Can I use this calculator for a commercial building?
No, this calculator is designed specifically for residential applications. Commercial buildings have different heating requirements due to their size, occupancy patterns, ventilation needs, and often more complex HVAC systems. Commercial load calculations require specialized software and should be performed by a licensed mechanical engineer.
What happens if I install a furnace that's too large for my home?
An oversized furnace will short cycle - turning on and off frequently. This leads to several problems: reduced efficiency (as furnaces are least efficient during startup), temperature swings (hot and cold spots), excessive noise, increased wear on components (reducing lifespan), and poor humidity control (as the furnace doesn't run long enough to properly dehumidify the air).
What happens if my furnace is too small?
An undersized furnace will run continuously during cold weather, struggling to maintain the set temperature. This leads to: higher energy bills (as the furnace runs at maximum capacity for extended periods), reduced comfort (the home may never reach the desired temperature on the coldest days), and potential system damage from prolonged operation.
How does altitude affect furnace sizing?
At higher altitudes (above 2,000 feet), the air is less dense, which affects combustion. Gas furnaces are typically derated by about 4% for every 1,000 feet above sea level. For example, a 100,000 BTU furnace at sea level might only produce 90,000 BTU at 5,000 feet elevation. If you live at high altitude, consult with a local HVAC professional who can account for this factor.
Should I size my furnace based on the coldest day of the year?

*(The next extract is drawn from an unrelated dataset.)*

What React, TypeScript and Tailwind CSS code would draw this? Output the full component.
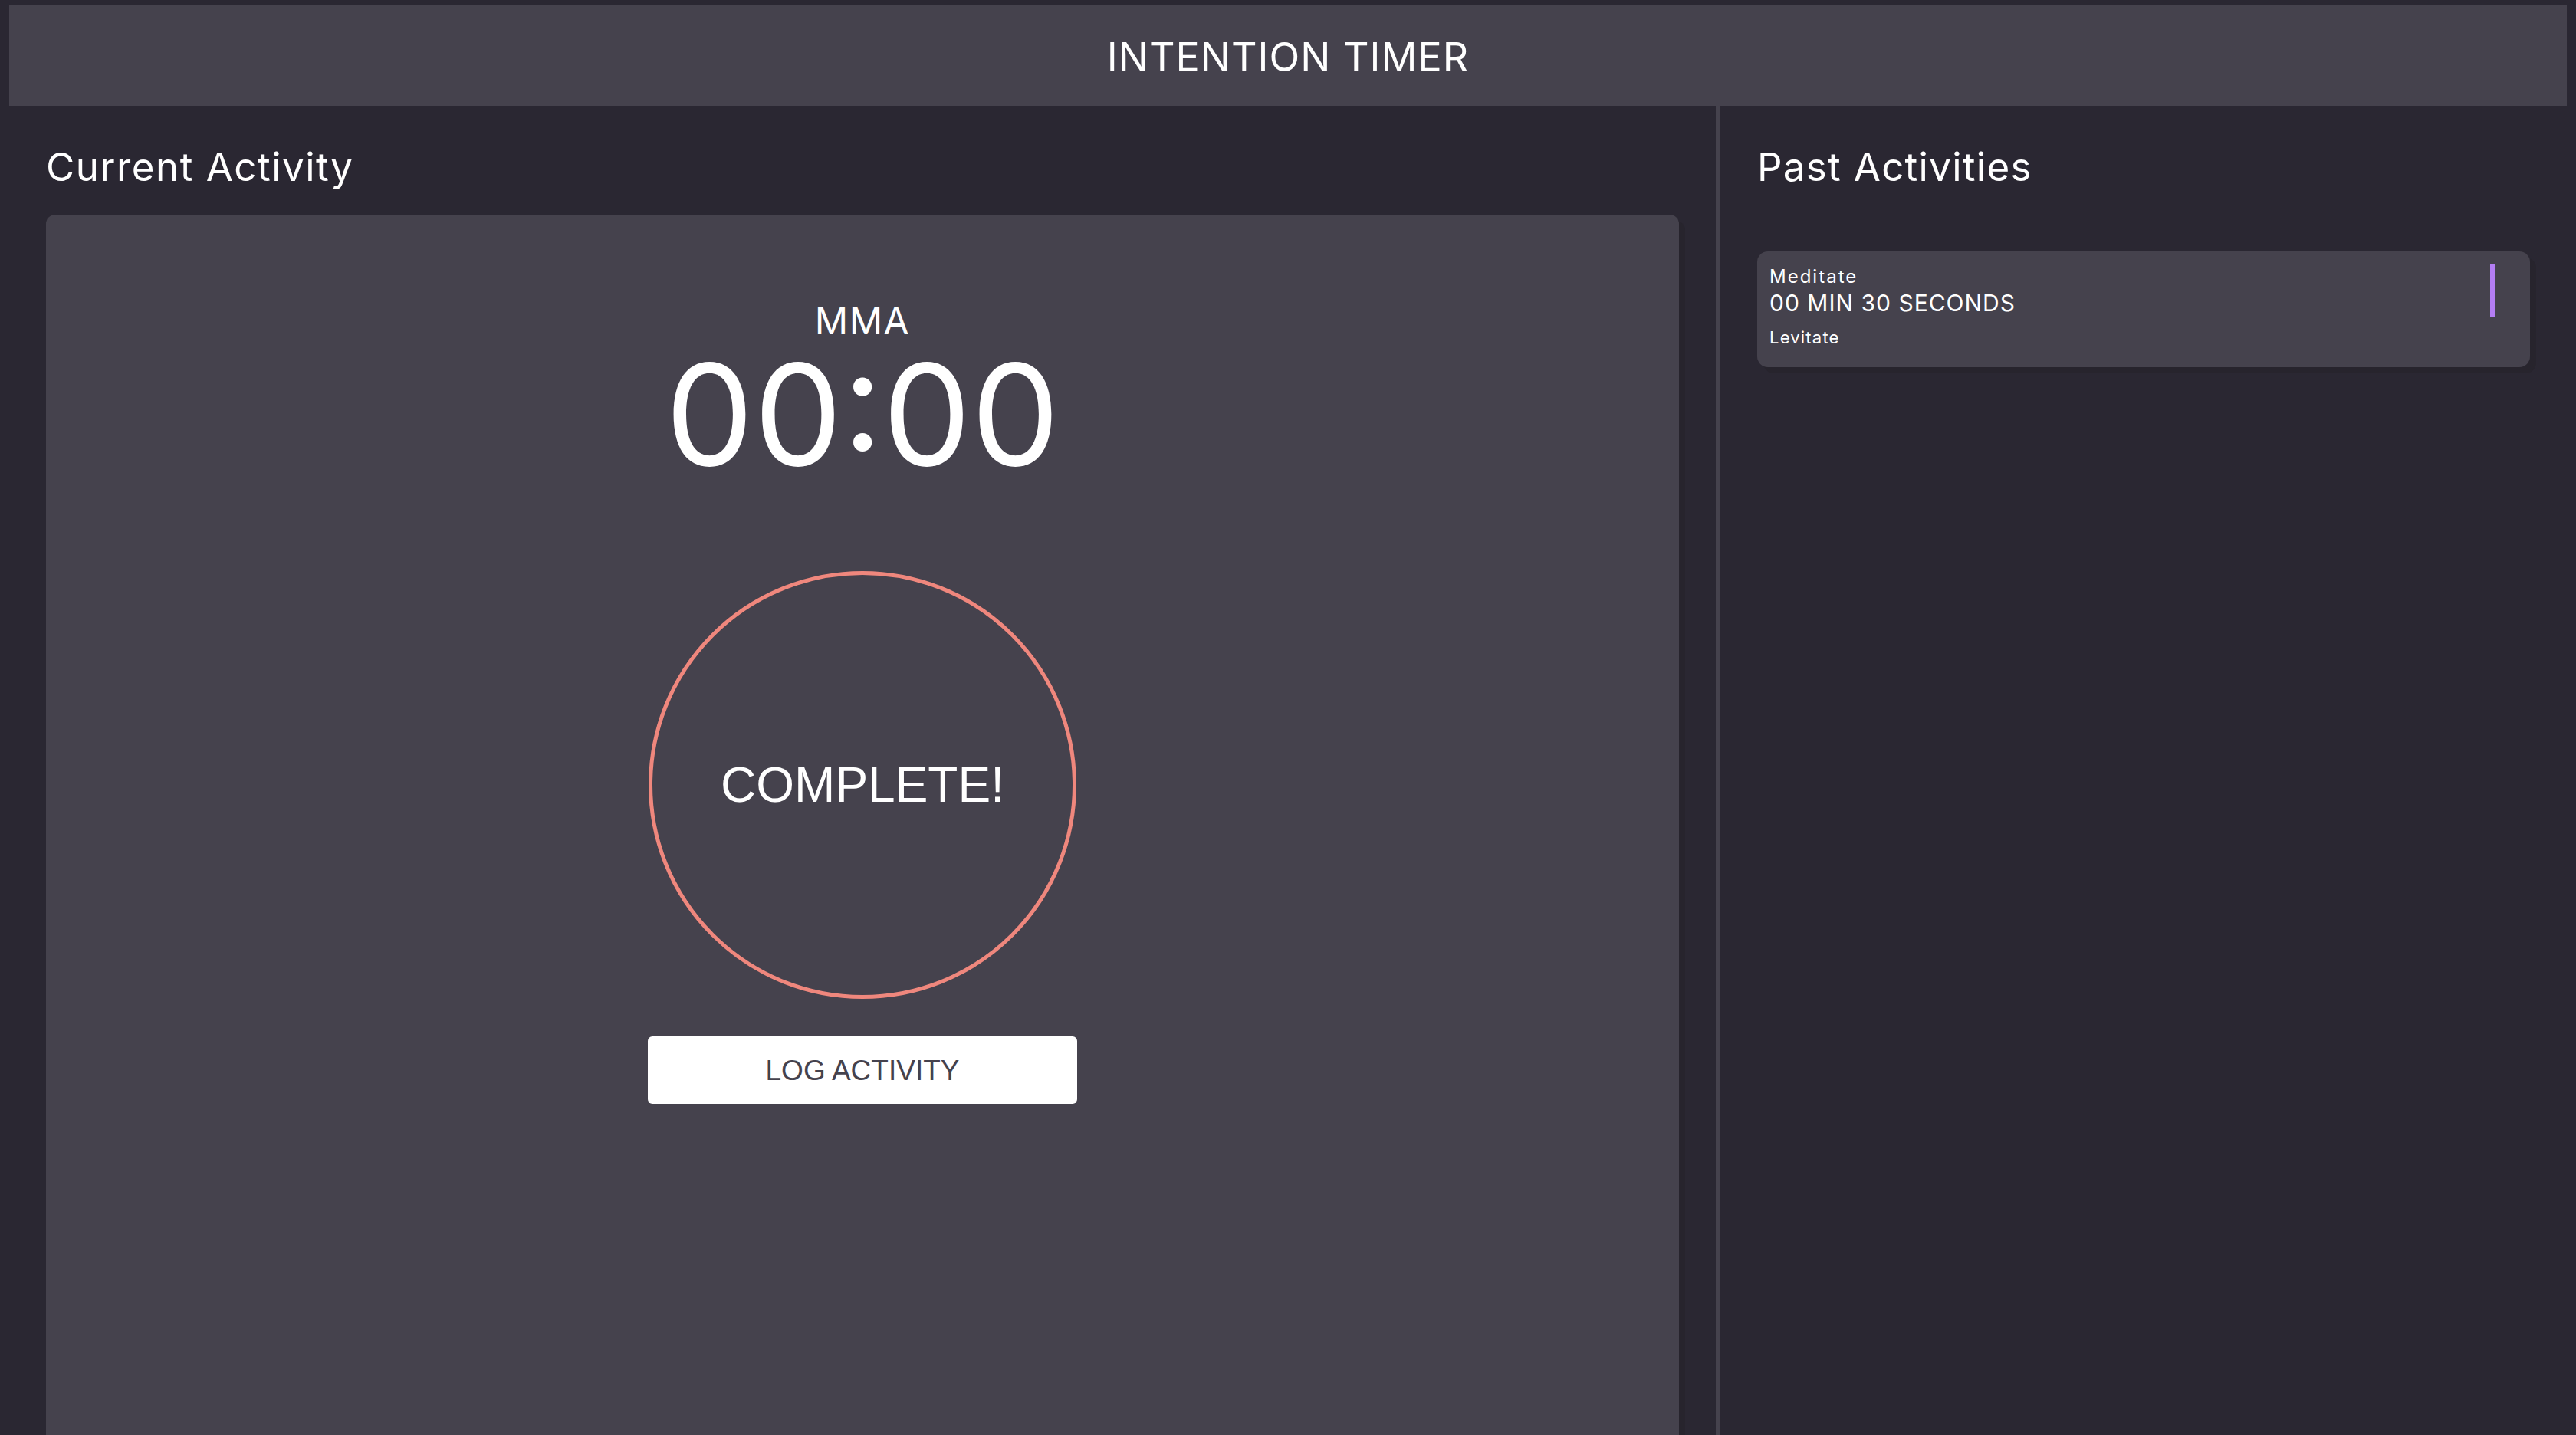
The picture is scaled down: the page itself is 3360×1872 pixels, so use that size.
import React from "react";

const sans = { fontFamily: "Inter, 'Noto Sans', sans-serif" };
const arial = { fontFamily: "'Liberation Sans', Arial, sans-serif" };

export default function App() {
  return (
    <div className="h-[1872px] w-[3360px] overflow-hidden bg-[#2a2732] pt-[6px] px-[12px] text-white" style={sans}>
      <header className="h-[132px] bg-[#45424d] flex items-center justify-center pt-[6px]">
        <h1 className="text-[52px] leading-none font-normal tracking-[1px]">INTENTION TIMER</h1>
      </header>
      <div className="flex">
        <section className="w-[2226px] px-[48px] pt-[54px]">
          <h2 className="text-[51px] leading-none font-normal tracking-[1.5px]">Current Activity</h2>
          <div className="mt-[37px] h-[1700px] rounded-[12px] bg-[#45424d] shadow-[8px_8px_0_#27242d] flex flex-col items-center pt-[115px]">
            <div className="text-[48px] leading-[40px] tracking-[1.5px] pt-[4px]">MMA</div>
            <div className="mt-[32px] text-[183px] leading-[140px]">00:00</div>
            <div className="mt-[134px] w-[558px] h-[558px] rounded-full border-[5px] border-[#ef877d] flex items-center justify-center">
              <span className="text-[64px] leading-none" style={arial}>COMPLETE!</span>
            </div>
            <button
              className="mt-[49px] w-[560px] h-[88px] rounded-[6px] bg-white text-[#45424d] text-[37px] leading-none"
              style={arial}
            >
              LOG ACTIVITY
            </button>
          </div>
        </section>
        <div className="w-[6px] h-[1800px] bg-[#45424d]" />
        <section className="flex-1 px-[48px] pt-[54px]">
          <h2 className="text-[51px] leading-none font-normal tracking-[1.3px]">Past Activities</h2>
          <div className="mt-[85px] rounded-[14px] bg-[#45424d] shadow-[8px_8px_0_#27242d] flex justify-between items-start pt-[16px] pl-[16px] pr-[46px] pb-[28px]">
            <div className="mt-[5px] flex flex-col">
              <div className="text-[24px] leading-none tracking-[2px]">Meditate</div>
              <div className="mt-[7px] text-[30px] leading-none tracking-[1px]">00 MIN 30 SECONDS</div>
              <div className="mt-[19px] text-[22px] leading-none tracking-[1.2px]">Levitate</div>
            </div>
            <div className="w-[6px] h-[70px] bg-[#b47ef4]" />
          </div>
        </section>
      </div>
    </div>
  );
}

Yes, but with some nuance. Furnaces should be sized to handle the design temperature - the coldest temperature expected in your area (typically the 99% design temperature, meaning it's only colder 1% of the time). However, it's also important to consider that on these extremely cold days, the furnace may run continuously, which is acceptable. The key is that it should be able to maintain your desired indoor temperature without running non-stop for days on end.